Однажды по поручению Рашидова Ш.Р. отцу необходимо было вылететь в г. Москву на ответственную встречу в правительстве СССР. Как назло, погодные условия не позволяли прибыть в назначенное время. Было принято решение выехать в поездку скорым поездом. Я тогда учился в 9 классе и были как раз школьные каникулы. Я никогда не был в Москве, и папа решил забрать меня собой. Помню мама в коробку упаковала нам продукты, варёная курица, варёные яйца, колбаса, лепёшки и какие-то снадобья. В дороге мы этим и питались, хотя в те времена уже прекрасно работали вагоны-рестораны, однако родители жили скромно и старались жить экономно. Это было поведение мэра, одного из крупнейших городов Союза…
Помню во время моей свадьбы после акта бракосочетания в ЗАГСе мы поехали со всеми гостями отметить это событие. Моей тёте было поручено организовать это мероприятие в небольшом кафе. Насладившись атмосферой праздника, мы в хорошем настроении, проводив невесту, вернулись домой. Папа, интересуясь, как прошло мероприятие, попросил у тёти квитанцию об оплате застолья. Тётя замялась и сказала, что директор кафе отказался брать деньги, намекая, что это подарок молодожёнам от работников кафе. Что тут было, трудно передать. Реакция папы была очень резкой по отношению к тёте. Немедленно она была направлена в кафе, где расплатилась, и квитанцию предоставила отцу.
Отец часто повторял нам истины, которые врезались в наше сознание и по сей день определяют наши поступки. Он говорил о том, что какую бы вы должность ни занимали, всегда оставайтесь людьми, никогда нельзя отрываться от земли, ставить себя выше других, проявлять неуважение к людям, быть заносчивыми, унижать людей, тем более оскорблять их, особенно, если они зависимы от вас.

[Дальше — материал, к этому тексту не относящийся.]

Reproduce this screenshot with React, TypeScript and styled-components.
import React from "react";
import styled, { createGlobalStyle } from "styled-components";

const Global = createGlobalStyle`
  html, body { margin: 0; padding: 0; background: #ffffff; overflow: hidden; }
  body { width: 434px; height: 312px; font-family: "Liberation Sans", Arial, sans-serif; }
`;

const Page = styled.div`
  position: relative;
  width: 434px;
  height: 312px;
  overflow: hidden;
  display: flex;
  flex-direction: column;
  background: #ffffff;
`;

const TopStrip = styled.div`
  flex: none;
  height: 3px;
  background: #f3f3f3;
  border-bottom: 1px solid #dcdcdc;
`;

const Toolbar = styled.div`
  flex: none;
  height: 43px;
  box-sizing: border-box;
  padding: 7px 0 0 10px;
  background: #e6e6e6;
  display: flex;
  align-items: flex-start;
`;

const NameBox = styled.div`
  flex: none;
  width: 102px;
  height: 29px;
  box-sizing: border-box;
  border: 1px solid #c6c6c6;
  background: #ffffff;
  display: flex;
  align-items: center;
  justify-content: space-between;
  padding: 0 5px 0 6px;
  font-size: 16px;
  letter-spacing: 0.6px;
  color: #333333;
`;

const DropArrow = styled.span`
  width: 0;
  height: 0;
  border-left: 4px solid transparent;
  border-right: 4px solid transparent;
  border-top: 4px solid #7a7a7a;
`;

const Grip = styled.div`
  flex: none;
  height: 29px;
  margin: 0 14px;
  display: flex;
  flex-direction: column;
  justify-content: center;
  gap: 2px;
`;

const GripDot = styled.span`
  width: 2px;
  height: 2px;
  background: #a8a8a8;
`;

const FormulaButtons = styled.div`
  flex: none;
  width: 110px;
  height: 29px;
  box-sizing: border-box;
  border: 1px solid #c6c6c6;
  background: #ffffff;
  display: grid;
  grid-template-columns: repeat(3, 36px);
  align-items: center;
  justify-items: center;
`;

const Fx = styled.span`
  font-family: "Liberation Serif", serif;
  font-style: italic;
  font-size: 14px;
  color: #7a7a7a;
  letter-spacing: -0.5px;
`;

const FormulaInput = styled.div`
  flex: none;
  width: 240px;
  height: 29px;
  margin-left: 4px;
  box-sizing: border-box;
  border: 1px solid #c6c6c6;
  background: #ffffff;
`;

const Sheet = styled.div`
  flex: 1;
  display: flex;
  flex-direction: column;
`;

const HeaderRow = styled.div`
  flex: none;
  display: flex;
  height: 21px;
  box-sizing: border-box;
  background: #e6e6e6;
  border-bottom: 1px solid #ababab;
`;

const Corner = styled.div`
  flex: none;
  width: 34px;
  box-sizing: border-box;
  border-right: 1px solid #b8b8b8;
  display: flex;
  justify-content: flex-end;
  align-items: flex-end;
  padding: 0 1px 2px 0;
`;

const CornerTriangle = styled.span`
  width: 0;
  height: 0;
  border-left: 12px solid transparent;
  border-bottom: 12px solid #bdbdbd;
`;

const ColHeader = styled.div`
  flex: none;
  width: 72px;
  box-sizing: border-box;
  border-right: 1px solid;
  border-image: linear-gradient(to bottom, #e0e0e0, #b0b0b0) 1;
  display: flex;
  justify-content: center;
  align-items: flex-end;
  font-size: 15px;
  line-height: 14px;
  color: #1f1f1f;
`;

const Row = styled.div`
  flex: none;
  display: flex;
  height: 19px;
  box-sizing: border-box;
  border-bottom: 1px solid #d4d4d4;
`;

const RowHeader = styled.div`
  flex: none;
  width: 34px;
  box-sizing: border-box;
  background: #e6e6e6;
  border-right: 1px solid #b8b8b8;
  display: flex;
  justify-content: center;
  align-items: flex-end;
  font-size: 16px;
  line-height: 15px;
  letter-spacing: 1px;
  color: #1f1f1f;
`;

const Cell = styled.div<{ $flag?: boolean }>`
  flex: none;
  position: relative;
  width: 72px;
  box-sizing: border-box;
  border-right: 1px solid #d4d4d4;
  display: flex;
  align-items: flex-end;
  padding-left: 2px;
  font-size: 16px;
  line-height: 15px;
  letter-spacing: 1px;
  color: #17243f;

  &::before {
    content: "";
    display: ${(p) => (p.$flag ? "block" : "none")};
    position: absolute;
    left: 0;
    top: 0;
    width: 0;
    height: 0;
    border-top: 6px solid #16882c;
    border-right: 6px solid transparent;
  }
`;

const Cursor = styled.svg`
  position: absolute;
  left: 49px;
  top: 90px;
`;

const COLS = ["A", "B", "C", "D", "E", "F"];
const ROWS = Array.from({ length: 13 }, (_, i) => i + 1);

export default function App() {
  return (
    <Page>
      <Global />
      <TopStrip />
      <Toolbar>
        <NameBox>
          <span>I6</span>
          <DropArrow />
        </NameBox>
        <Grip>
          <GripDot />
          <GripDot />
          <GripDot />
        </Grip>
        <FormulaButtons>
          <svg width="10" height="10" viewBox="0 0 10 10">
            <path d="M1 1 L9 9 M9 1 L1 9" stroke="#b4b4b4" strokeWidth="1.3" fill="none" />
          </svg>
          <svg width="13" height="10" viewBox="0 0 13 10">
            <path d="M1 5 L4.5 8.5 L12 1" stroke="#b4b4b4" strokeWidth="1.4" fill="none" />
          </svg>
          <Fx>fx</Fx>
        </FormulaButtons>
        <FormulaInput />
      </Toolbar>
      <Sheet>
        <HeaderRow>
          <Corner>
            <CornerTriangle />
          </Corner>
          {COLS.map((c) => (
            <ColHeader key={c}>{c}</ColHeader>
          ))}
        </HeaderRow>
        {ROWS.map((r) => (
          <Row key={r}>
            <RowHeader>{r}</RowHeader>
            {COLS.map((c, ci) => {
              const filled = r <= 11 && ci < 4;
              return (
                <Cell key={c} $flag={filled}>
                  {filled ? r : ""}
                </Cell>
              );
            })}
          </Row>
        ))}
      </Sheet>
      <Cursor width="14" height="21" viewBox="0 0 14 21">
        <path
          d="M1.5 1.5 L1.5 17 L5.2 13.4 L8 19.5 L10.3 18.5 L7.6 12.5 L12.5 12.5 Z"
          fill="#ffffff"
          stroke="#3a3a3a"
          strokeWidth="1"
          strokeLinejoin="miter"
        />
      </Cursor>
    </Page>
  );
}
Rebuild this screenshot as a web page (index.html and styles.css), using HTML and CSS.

Все эти высокие должности – это временное явление. Придёт время и нужно будет спуститься на грешную землю, и тогда вы можете ходить и смело смотреть людям в глаза, не краснея за свои поступки. Даже самый незащищённый маленький человек требует к себе достойного отношения, потому что он тоже чей-то сын, отец, дед, они также в этой суровой жизни обременены заботами о своих близких. Милосердие, сострадание, доброта к людям – этим и надо руководствоваться в жизни, так учил нас отец.